Внезапно экипаж остановился перед ручьем с довольно крутыми берегами, Жозефина расспрашивает посыльного, тот отвечает, что переезжать вброд здесь рискованно.
— Не поеду в Бютар этой дорогой! — восклицает г-жа Бонапарт. — Скажите первому консулу, что, если он не знает другой дороги, я вернусь в замок.
Коляска круто развернулась, но тут галопом подлетает Бонапарт. Он явно взбешен.
— Что это еще за новые капризы? Поворачивай обратно! — приказывает он кучеру, коснувшись его плеча хлыстом.
Экипаж снова разворачивается и останавливается перед «роковым ручьем».
— Пошел! — командует Наполеон молодому кучеру. — Рвани вперед, потом отпусти вожжи и проедешь.

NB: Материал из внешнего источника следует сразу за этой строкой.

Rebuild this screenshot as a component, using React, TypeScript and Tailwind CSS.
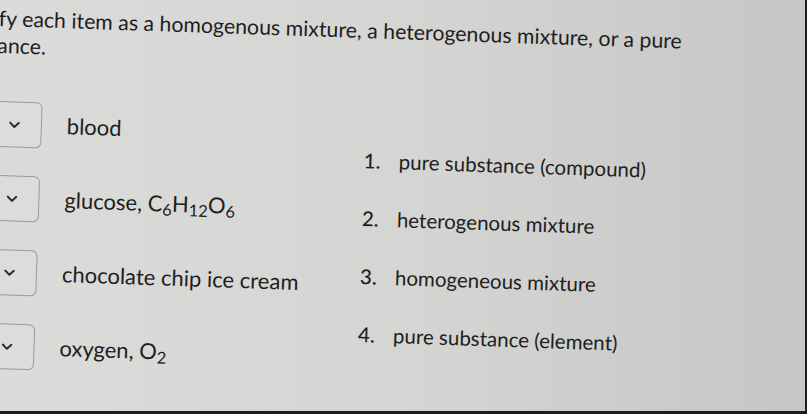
import React from "react";

function Chevron() {
  return (
    <svg width="11" height="7" viewBox="0 0 11 7" fill="none">
      <path d="M1.2 1.2 L5.5 5.4 L9.8 1.2" stroke="#2e2e2e" strokeWidth="2" strokeLinecap="round" strokeLinejoin="round" />
    </svg>
  );
}

const rows: React.ReactNode[] = [
  <>blood</>,
  <>
    glucose, C<sub>6</sub>H<sub>12</sub>O<sub>6</sub>
  </>,
  <>chocolate chip ice cream</>,
  <>
    oxygen, O<sub>2</sub>
  </>,
];

const options = [
  "pure substance (compound)",
  "heterogenous mixture",
  "homogeneous mixture",
  "pure substance (element)",
];

export default function App() {
  return (
    <div className="w-[807px] h-[414px] overflow-hidden flex flex-col bg-[#1c1c1c]">
      <div className="relative flex-1 overflow-hidden mr-[2px] bg-linear-to-r from-[#dbdbd9] via-[#d5d5d3] to-[#c6c6c4]">
        <div className="origin-top-left rotate-[1.9deg] font-[Lato,sans-serif] text-[#1e1e1e]">
          <div className="pt-[5px] ml-[-51px] text-[21.3px] leading-[27px] whitespace-nowrap">
            <div className="ml-[-3px]">Classify each item as a homogenous mixture, a heterogenous mixture, or a pure</div>
            <div>substance.</div>
          </div>
          <div className="flex mt-[42px]">
            <div className="flex flex-col gap-[28px] w-[369px] shrink-0">
              {rows.map((r, i) => (
                <div key={i} className="flex items-center h-[46px]">
                  <div className="ml-[-40px] w-[86px] h-[46px] shrink-0 border-[1.5px] border-[#9a9a9a] rounded-[6px] bg-[#dcdcda] flex items-center pl-[52px]">
                    <Chevron />
                  </div>
                  <span className="ml-[25px] text-[22px] leading-[24px] whitespace-nowrap">{r}</span>
                </div>
              ))}
            </div>
            <ol className="pt-[35px] flex flex-col gap-[34px]">
              {options.map((o, i) => (
                <li key={i} className="flex text-[20.5px] leading-[24px] whitespace-nowrap">
                  <span className="w-[35px] font-medium">{i + 1}.</span>
                  <span>{o}</span>
                </li>
              ))}
            </ol>
          </div>
        </div>
      </div>
      <div className="h-[3px] shrink-0" />
    </div>
  );
}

Жозефина издает пронзительный крик, от которого, — рассказывает Лора, — «загудел лес». Она, понятное дело, разражается слезами и ломает руки.
— Ни за что не останусь в коляске! Дай мне вылезти, Бонапарт! Ну, пожалуйста, дай мне вылезти!
Бонапарт пожимает плечами.
— Перестань ребячиться. Прекрасно вы проедете в коляске. Ты слышал, что тебе сказано? — добавляет он, обращаясь к кучеру.
Тут вмешивается Лора Жюно.
— Генерал, — говорит она, делая посыльному знак отворить дверцу коляски, — я в ответе за жизнь ребенка и не могу оставаться в экипаже. Толчок будет слишком силен и может не просто причинить мне вред, но и убить меня, — добавляет она, смеясь, — а вы ведь не хотите этого, генерал, не так ли?
— Я? Причинить вам самомалейший вред? Господи, конечно, нет. Вылезайте, вы правы: толчок может вам очень повредить.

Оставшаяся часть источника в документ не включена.